Luckily, we for now just needed a coolant recharge, which, with labor, cost us a paltry $297. We went with a new company, a guy just trying to get jobs and make a name for himself, so he gave us a big discount He and his brother came out at ten, told us what the story was, then took off on another call as he let our line defrost (it had frozen). Then he came back for another four hours. By five he was done, but had put in five hours—times two guys—and with freon costing $70 per pound, he only make $157. So, we got off cheap, but now I feel bad. I feel cool, but bad at the same time. We got a deal. Maybe too good of one.

Yesterday, as the temperature slowly ticked down, I read a few stories from Jeffrey Condron‘s collection A Fingerprint Repeated, out in 2013 from Press 53. I met Jeffrey at AWP this year, but knew of his work, and that he was editor of the fine press, Braddock Avenue Books, who have put out many collections I’ve covered on this blog. This was the first venture into anything but a story here or there, so I was excited to get into the book, to see what Condron really does.

In the few stories I’ve read, and the others I’ve perused, Condron certainly seems to have some themes that he employs over and over in his stories. Most of the pieces seem to involve an American white male, a guy who travels overseas a lot, involved in a romantic (or purely sexual) relationship with a younger Arab woman. The woman always seems to be married, to an Arab man she’s much more compatible with, making the relationships with the white Americans lurid, though admittedly passionate. The women in these stories seem to be lawyers, while the men seems to be from or about to settle in Pittsburgh. Two stories, “Praha” and the title story, “A Fingerprint Repeated,” depict these relationships after they’ve ended and the feelings have gone bitter. In fact, I read those two stories first and they have almost identical setups, only one is told from the white dude’s POV and the other from the Arab woman’s. I checked to make sure we weren’t dealing with the same characters here, but we weren’t, as one white guy is named Henry and the other Jonathan.

The third story, I read, “Bulding Cities in the Desert,” does feature a white guy named Jonathan, though this Jonathan is profoundly different from the Jonathan in the title story (that Jonathan is kind of a psycho). Reading through, I’d say it might be the same guy, only older, wiser, and maybe kinder in “Building Cities in the Desert”. I liked the complexity and general feel of “Building Cities in the Desert,” so I’ve chosen that one to write about today.
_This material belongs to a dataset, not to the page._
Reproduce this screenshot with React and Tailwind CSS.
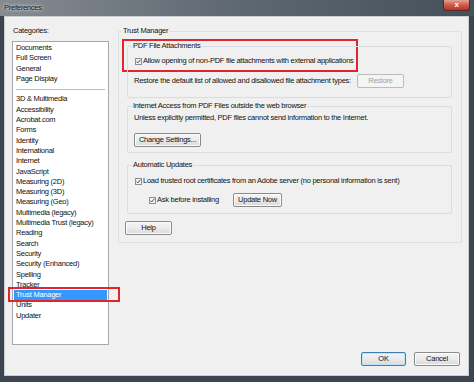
const categories = [
  'Documents',
  'Full Screen',
  'General',
  'Page Display',
  '-',
  '3D & Multimedia',
  'Accessibility',
  'Acrobat.com',
  'Forms',
  'Identity',
  'International',
  'Internet',
  'JavaScript',
  'Measuring (2D)',
  'Measuring (3D)',
  'Measuring (Geo)',
  'Multimedia (legacy)',
  'Multimedia Trust (legacy)',
  'Reading',
  'Search',
  'Security',
  'Security (Enhanced)',
  'Spelling',
  'Tracker',
  'Trust Manager',
  'Units',
  'Updater',
];

function Check() {
  return (
    <span className="flex h-[7px] w-[7px] shrink-0 items-center justify-center border border-[#8e8f8f] bg-[#f3f3f3]">
      <svg width="5" height="5" viewBox="0 0 5 5">
        <path d="M0.5 2.6 L1.8 3.9 L4.5 0.7" fill="none" stroke="#333" strokeWidth="0.9" />
      </svg>
    </span>
  );
}

function Btn({ children, className = '', disabled = false, primary = false }) {
  const border = primary
    ? 'border-[#3c7fb1] shadow-[inset_0_0_0_1px_#bfe2f6]'
    : disabled
      ? 'border-[#b9bcbf]'
      : 'border-[#8a8a8a] shadow-[inset_0_0_0_1px_#fcfcfc]';
  const fill = disabled
    ? 'bg-[#f4f4f4] text-[#a3a3a3]'
    : 'bg-linear-to-b from-[#f4f4f4] via-[#ebebeb] to-[#d9d9d9] text-[#111]';
  return (
    <div
      className={`flex h-[14px] shrink-0 items-center justify-center rounded-[2px] border leading-none ${border} ${fill} ${className}`}
    >
      {children}
    </div>
  );
}

function Group({ title, className = '', children }) {
  return (
    <div className={`relative ml-[8px] w-[325px] rounded-[2px] border border-[#d9dde0] ${className}`}>
      <div className="absolute left-[4px] top-[-6px] bg-[#f0f0f0] px-[1px] leading-[10px]">{title}</div>
      {children}
    </div>
  );
}

export default function App() {
  return (
    <div className="flex h-[382px] w-[474px] flex-col bg-[#3d4650] font-['Liberation_Sans',Arial,sans-serif] text-[7.5px] tracking-[-0.25px] text-[#111]">
      {/* Title bar */}
      <div className="relative flex h-[16px] shrink-0 items-center bg-linear-to-r from-[#868b91] via-[#5e6871] to-[#44505b] pl-[4px]">
        <span className="text-[#111] [text-shadow:0_0_4px_#d8dde2,0_0_2px_#e6eaee]">Preferences</span>
        <div className="absolute right-[4px] top-0 flex h-[11px] w-[27px] items-center justify-center rounded-b-[3px] border border-t-0 border-[#5a2a25] bg-linear-to-b from-[#e3a293] via-[#cf5a47] to-[#b8322a] text-[8px] font-bold leading-none text-white">
          x
        </div>
      </div>

      {/* Client area */}
      <div className="ml-[4px] mr-[5px] mb-[6px] flex flex-1 flex-col border border-[#c9ced3] bg-[#f0f0f0]">
        <div className="flex pt-[9px]">
          {/* Categories */}
          <div className="ml-[7px] w-[97px] shrink-0">
            <div className="h-[10px] pl-[1px] leading-[10px]">Categories:</div>
            <div className="mt-[5px] h-[304px] border border-[#a4a9ae] bg-white pt-[1px]">
              {categories.map((c, i) =>
                c === '-' ? (
                  <div key={i} className="flex h-[10.3px] items-center px-[3px]">
                    <div className="h-px w-full bg-[#a9bfd6]" />
                  </div>
                ) : c === 'Trust Manager' ? (
                  <div key={i} className="relative mx-[1px] h-[10.3px] bg-[#3399ff] pl-[2px] leading-[10.3px] text-white">
                    {c}
                    <div className="absolute left-[-6px] right-[-13px] top-[-3px] bottom-[-2px] border-2 border-[#e0262c]" />
                  </div>
                ) : (
                  <div key={i} className="h-[10.3px] pl-[3px] leading-[10.3px]">
                    {c}
                  </div>
                )
              )}
            </div>
          </div>

          {/* Trust Manager panel */}
          <div className="relative ml-[9px] mt-[5px] h-[212px] w-[344px] border border-[#dfe2e5]">
            <div className="absolute left-[3px] top-[-6px] bg-[#f0f0f0] px-[1px] leading-[10px]">Trust Manager</div>
            <div className="absolute left-[3px] top-[7px] h-[33px] w-[236px] border-2 border-[#e0262c]" />

            <Group title="PDF File Attachments" className="mt-[14px] h-[52px]">
              <div className="mt-[9px] flex h-[10px] items-center gap-[1px] pl-[7px]">
                <Check />
                <span className="leading-[10px]">Allow opening of non-PDF file attachments with external applications</span>
              </div>
              <div className="mt-[8px] flex items-center pl-[6px]">
                <span className="w-[223px] shrink-0 leading-[10px]">
                  Restore the default list of allowed and disallowed file attachment types:
                </span>
                <Btn disabled className="w-[47px]">Restore</Btn>
              </div>
            </Group>

            <Group title="Internet Access from PDF Files outside the web browser" className="mt-[8px] h-[47px]">
              <div className="mt-[6px] pl-[6px] leading-[10px]">
                Unless explicitly permitted, PDF files cannot send information to the Internet.
              </div>
              <div className="mt-[10px] pl-[6px]">
                <Btn className="w-[67px]">Change Settings...</Btn>
              </div>
            </Group>

            <Group title="Automatic Updates" className="mt-[12px] h-[49px]">
              <div className="mt-[10px] flex h-[10px] items-center gap-[1px] pl-[7px]">
                <Check />
                <span className="leading-[10px]">
                  Load trusted root certificates from an Adobe server (no personal information is sent)
                </span>
              </div>
              <div className="mt-[7px] flex items-center pl-[21px]">
                <Check />
                <span className="ml-[1px] w-[76px] leading-[10px]">Ask before installing</span>
                <Btn className="w-[49px]">Update Now</Btn>
              </div>
            </Group>

            <div className="ml-[6px] mt-[7px]">
              <Btn className="w-[47px]">Help</Btn>
            </div>
          </div>
        </div>

        {/* Dialog buttons */}
        <div className="mt-[7px] flex justify-end gap-[8px] pr-[8px]">
          <Btn primary className="w-[45px]">OK</Btn>
          <Btn className="w-[46px]">Cancel</Btn>
        </div>
      </div>
    </div>
  );
}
“Building Cities in the Desert” takes place in California, and as mentioned, features a middle-aged guy, Jonathan, and his relationship with Yasmin, his daughter’s childhood friend, a single mother who’s returned to the area after being gone and needs some help getting her house in order. Jonathan, the only person she knows and trusts, starts coming over to take care of things, setting up a lot bunch of storylines and questions. Condron’s pretty clever here, as he uses a slow rate of reveal, the true backstory of this relationship remaining a mystery for at least half the story. Where has Yasmin been? Where is her son’s father? What happened to Jonathan’s daughter, or for that matter, anyone else he knows? Condron is wise to establish one tension here—the growing relationship between Jonathan and Yasmin—before answering any of that. His patience gives the story an uncanny, intense feel, making this possible union—an older man and his daughter’s former playmate—seem even more eyebrow-raising, maybe even salacious.
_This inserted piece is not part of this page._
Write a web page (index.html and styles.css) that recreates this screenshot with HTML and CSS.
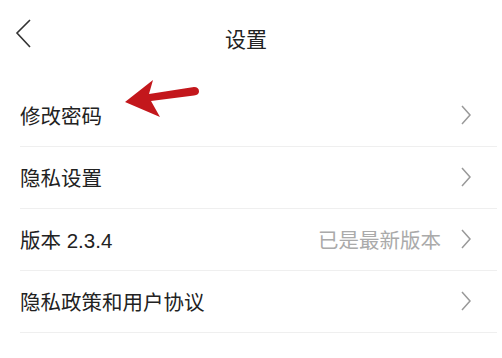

Eventually, as the two grow closer, we get more of the backstory, more of the setup: Yasmin’s husband, Rami, was arrested after a terrorist incident, perhaps because of his ties to his Palestinian cousin, and is simply gone, being detained with no hint of when or if he’ll return. Yasmin is in some ways a widow, though without the finality, in need of help, but also lonely and growing lonelier. Jonathan, just as lonely, has an equally complex history, as years before, he’d abandoned his family (to, you guessed it, work in the Middle East [and perhaps have a string of affairs with Arab women]); this abandonment includes his daughter, Margaret, Yasmin’s friend, whom he hasn’t seen or talked to her in over twenty years. Margaret is a constant elephant in the room—she and Yasmin keep in touch—and there’s times when Jonathan wants to ask Yasmin about her, though he knows the truth: Margaret refuses to ever have anything to do with him again. This makes Yasmin both a conduit and a stand-in, which complicates the fatherly/handyman relationship quite a bit.
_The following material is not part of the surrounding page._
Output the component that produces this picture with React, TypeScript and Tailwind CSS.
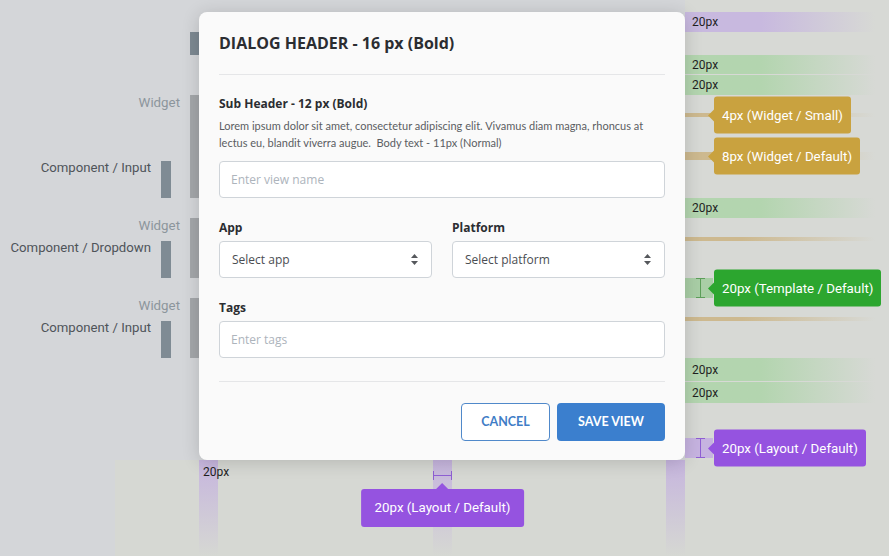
import React from 'react';

// spacing redline helpers
function Strip({ color, className, label }: { color: 'purple' | 'green'; className: string; label?: string }) {
  const bg =
    color === 'purple'
      ? 'bg-linear-to-r from-[#c8b9df] from-40% to-transparent'
      : 'bg-linear-to-r from-[#b3d5af] from-40% to-transparent';
  return (
    <div className={`w-[190px] flex items-center pl-[7px] text-[12px] text-[#1f1f1f] ${bg} ${className}`}>
      {label}
    </div>
  );
}

function Arrow({ color }: { color: string }) {
  return <div className={`w-0 h-0 border-y-[6px] border-y-transparent border-r-[6px] ${color}`} />;
}

function GoldLine({ className, text }: { className: string; text: string }) {
  return (
    <div className={`relative w-[190px] bg-linear-to-r from-[#cdb98f] from-30% to-transparent ${className}`}>
      <div className="absolute left-[23px] top-1/2 -translate-y-1/2 flex items-center">
        <Arrow color="border-r-[#c9a23f]" />
        <div className="h-[37px] flex items-center px-[8px] rounded-[3px] bg-[#c9a23f] text-white text-[13.3px] whitespace-nowrap">
          {text}
        </div>
      </div>
    </div>
  );
}

function GapMarker({ color, text }: { color: 'green' | 'purple'; text: string }) {
  const strip = color === 'green' ? 'bg-[#a9cea6]' : 'bg-[#c6b3e0]';
  const beam = color === 'green' ? 'bg-[#5d9f5a]' : 'bg-[#8f5fd3]';
  const box = color === 'green' ? 'bg-[#2ca62f]' : 'bg-[#9553e0]';
  const arrow = color === 'green' ? 'border-r-[#2ca62f]' : 'border-r-[#9553e0]';
  return (
    <div className={`relative h-[20px] w-[28px] ${strip}`}>
      {/* I-beam */}
      <div className="absolute left-[11px] top-0 h-[20px] w-[9px] flex flex-col items-center justify-between">
        <div className={`h-px w-[9px] ${beam}`} />
        <div className={`flex-1 w-px ${beam}`} />
        <div className={`h-px w-[9px] ${beam}`} />
      </div>
      <div className="absolute left-[23px] top-1/2 -translate-y-1/2 flex items-center">
        <Arrow color={arrow} />
        <div className={`h-[37px] flex items-center px-[8px] rounded-[3px] text-white text-[13.3px] whitespace-nowrap ${box}`}>
          {text}
        </div>
      </div>
    </div>
  );
}

function WidgetGuide({ className, component, barHeight }: { className: string; component: string; barHeight: string }) {
  return (
    <div className={`flex justify-end ${className}`}>
      <div className="flex flex-col items-end justify-between mr-[10px]">
        <span className="text-[13.3px] leading-[16px] text-[#8c959c]">Widget</span>
        <div className="flex items-start gap-[10px] mr-[9px]">
          <span className="text-[13.2px] leading-[16px] -mt-[1px] text-[#4f5459] whitespace-nowrap">{component}</span>
          <div className={`w-[10px] bg-[#7f8b94] ${barHeight}`} />
        </div>
      </div>
      <div className="w-[9px] bg-[#a4a7aa]" />
    </div>
  );
}

function LeftRail() {
  return (
    <div className="w-[199px] flex flex-col pt-[20px]">
      <div className="h-[23px] flex justify-end">
        <div className="w-[9px] bg-[#7d8992]" />
      </div>
      <div className="h-[40px]" />
      <WidgetGuide className="h-[103px]" component="Component / Input" barHeight="h-[37px]" />
      <div className="h-[20px]" />
      <WidgetGuide className="h-[60px]" component="Component / Dropdown" barHeight="h-[37px]" />
      <div className="h-[20px]" />
      <WidgetGuide className="h-[60px]" component="Component / Input" barHeight="h-[37px]" />
    </div>
  );
}

function RightRail() {
  return (
    <div className="flex-1 flex flex-col bg-[#d7d9d5]">
      <Strip color="purple" className="h-[20px]" label="20px" />
      <div className="h-[23px]" />
      <Strip color="green" className="h-[19px]" label="20px" />
      <div className="h-px" />
      <Strip color="green" className="h-[20px]" label="20px" />
      {/* widget 1 */}
      <div className="h-[103px] flex flex-col">
        <div className="h-[18px]" />
        <GoldLine className="h-[4px]" text="4px (Widget / Small)" />
        <div className="h-[35px]" />
        <GoldLine className="h-[8px]" text="8px (Widget / Default)" />
      </div>
      <Strip color="green" className="h-[20px]" label="20px" />
      {/* widget 2 */}
      <div className="h-[60px] flex flex-col">
        <div className="h-[19px]" />
        <div className="h-[4px] w-[190px] bg-linear-to-r from-[#cdb98f] from-30% to-transparent" />
      </div>
      <GapMarker color="green" text="20px (Template / Default)" />
      {/* widget 3 */}
      <div className="h-[60px] flex flex-col">
        <div className="h-[19px]" />
        <div className="h-[4px] w-[190px] bg-linear-to-r from-[#cdb98f] from-30% to-transparent" />
      </div>
      <Strip color="green" className="h-[23px]" label="20px" />
      <div className="h-px" />
      <Strip color="green" className="h-[21px]" label="20px" />
      <div className="h-[35px]" />
      <GapMarker color="purple" text="20px (Layout / Default)" />
    </div>
  );
}

function UpDown() {
  return (
    <svg width="7" height="11" viewBox="0 0 7 11" className="shrink-0">
      <path d="M3.5 0 L7 4 H0 Z" fill="#55585c" />
      <path d="M3.5 11 L0 7 H7 Z" fill="#55585c" />
    </svg>
  );
}

function SelectBox({ text }: { text: string }) {
  return (
    <div className="h-[37px] flex items-center justify-between pl-[12px] pr-[13px] bg-white border border-[#cfd4d9] rounded-[4px] text-[12px] text-[#4a4d52]">
      <span>{text}</span>
      <UpDown />
    </div>
  );
}

function TextBox({ placeholder, className = '' }: { placeholder: string; className?: string }) {
  return (
    <input
      placeholder={placeholder}
      className={`block w-full h-[37px] px-[11px] bg-white border border-[#cfd4d9] rounded-[4px] text-[12px] outline-none placeholder:text-[#adb4bc] ${className}`}
    />
  );
}

function Dialog() {
  return (
    <div className="relative z-10 w-[486px] h-[448px] flex flex-col bg-[#fafafa] rounded-[8px] shadow-[0_2px_18px_rgba(0,0,0,0.16)] font-['Open_Sans',sans-serif] text-[#2b2d31]">
      <div className="mx-[20px] pt-[20px] pb-[19px] border-b border-[#e5e6e8]">
        <h2 className="text-[16px] leading-[23px] font-bold">DIALOG HEADER - 16 px (Bold)</h2>
      </div>

      <div className="px-[20px] pt-[20px] pb-[23px] flex flex-col">
        <div className="h-[103px] flex flex-col">
          <h3 className="text-[12px] leading-[18px] font-bold">Sub Header - 12 px (Bold)</h3>
          <p className="mt-[4px] text-[11px] leading-[17px] text-[#5a5d62] font-['Lato',sans-serif]">
            Lorem ipsum dolor sit amet, consectetur adipiscing elit. Vivamus diam magna, rhoncus at
            <br />
            lectus eu, blandit viverra augue.&nbsp; Body text - 11px (Normal)
          </p>
          <TextBox placeholder="Enter view name" className="mt-[10px]" />
        </div>

        <div className="mt-[20px] h-[60px] grid grid-cols-2 gap-x-[20px]">
          <div className="flex flex-col">
            <label className="text-[12px] leading-[19px] font-bold">App</label>
            <div className="mt-[4px]">
              <SelectBox text="Select app" />
            </div>
          </div>
          <div className="flex flex-col">
            <label className="text-[12px] leading-[19px] font-bold">Platform</label>
            <div className="mt-[4px]">
              <SelectBox text="Select platform" />
            </div>
          </div>
        </div>

        <div className="mt-[20px] h-[60px] flex flex-col">
          <label className="text-[12px] leading-[19px] font-bold">Tags</label>
          <TextBox placeholder="Enter tags" className="mt-[4px]" />
        </div>
      </div>

      <div className="mx-[20px] pt-[21px] border-t border-[#e5e6e8] flex justify-end gap-[7px] font-['Lato',sans-serif]">
        <button className="w-[89px] h-[38px] rounded-[4px] border border-[#5089ca] bg-white text-[12.5px] font-bold text-[#3f7dc6]">
          CANCEL
        </button>
        <button className="w-[108px] h-[38px] rounded-[4px] bg-[#3b7fce] text-[12.5px] font-bold text-white">
          SAVE VIEW
        </button>
      </div>
    </div>
  );
}

function BottomRail() {
  const vstrip = 'w-[19px] bg-linear-to-b from-[#c6b5de] to-transparent';
  return (
    <div className="h-[96px] flex">
      <div className="w-[115px]" />
      <div className="flex-1 flex bg-[#d6d8d3]">
        <div className="w-[84px]" />
        <div className={`${vstrip} pt-[3px] pl-[4px] text-[12px] text-[#1f1f1f] whitespace-nowrap`}>20px</div>
        <div className="w-[215px]" />
        <div className={`relative ${vstrip}`}>
          {/* horizontal I-beam */}
          <div className="absolute left-0 top-[11px] w-[19px] h-[9px] flex items-center justify-between">
            <div className="w-px h-[9px] bg-[#8f5fd3]" />
            <div className="flex-1 h-px bg-[#8f5fd3]" />
            <div className="w-px h-[9px] bg-[#8f5fd3]" />
          </div>
          <div className="absolute top-[23px] left-1/2 -translate-x-1/2 flex flex-col items-center">
            <div className="w-0 h-0 border-x-[6px] border-x-transparent border-b-[6px] border-b-[#9553e0]" />
            <div className="h-[38px] flex items-center px-[14px] rounded-[3px] bg-[#9553e0] text-white text-[13.3px] whitespace-nowrap">
              20px (Layout / Default)
            </div>
          </div>
        </div>
        <div className="w-[214px]" />
        <div className={vstrip} />
      </div>
    </div>
  );
}

export default function App() {
  return (
    <div className="w-[889px] h-[556px] overflow-hidden flex flex-col bg-[#d4d6d9] font-['Roboto',sans-serif]">
      <div className="h-[12px] flex">
        <div className="w-[685px]" />
        <div className="flex-1 bg-[#d7d9d5]" />
      </div>
      <div className="h-[448px] flex">
        <LeftRail />
        <Dialog />
        <RightRail />
      </div>
      <BottomRail />
    </div>
  );
}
Because this is a short story and Condron’s a good writer, it doesn’t stop there: Jonathan starts feeling more for Yasmin than just nostalgia or comfort, and after a night of drinking, Yasmin’s son, Sami, in bed, the two become more intimate, Jonathan spending the night; it’s clear, however, that the couple do not have sex, but just spend the night holding each other, providing comfort, filling the gaps in their lives with familiar faces. Still, Sami catches Jonathan peeing in the yard the next morning (so as to not wake Yasmin), Jonathan sees Sami come to conclusions, conclusions that Jonathan both wants and doesn’t want.

I won’t go any further into the plot of “Building Cities in the Desert,” as that would be giving away too much. This is a fine, complicated story, featuring warm but desperate people, an anti-hero as protagonist, and all that suspense Condron can muster, skillfully telling us what we need to know only when we need to know it. I really like the geometry of the relationships here, and informed by the previous stories in the book, I’m able to form a lush tapestry of emotions and situations, Condron easily weaving them together into good fiction. I liked the book in general, too, the consistent and unique themes, how Condron has apparently chosen some variables, and in order to make the collection cohesive, has used, reused, and shuffled these variables, exploring all aspects of the theme. The end product is a tight, readable, and provocative collection.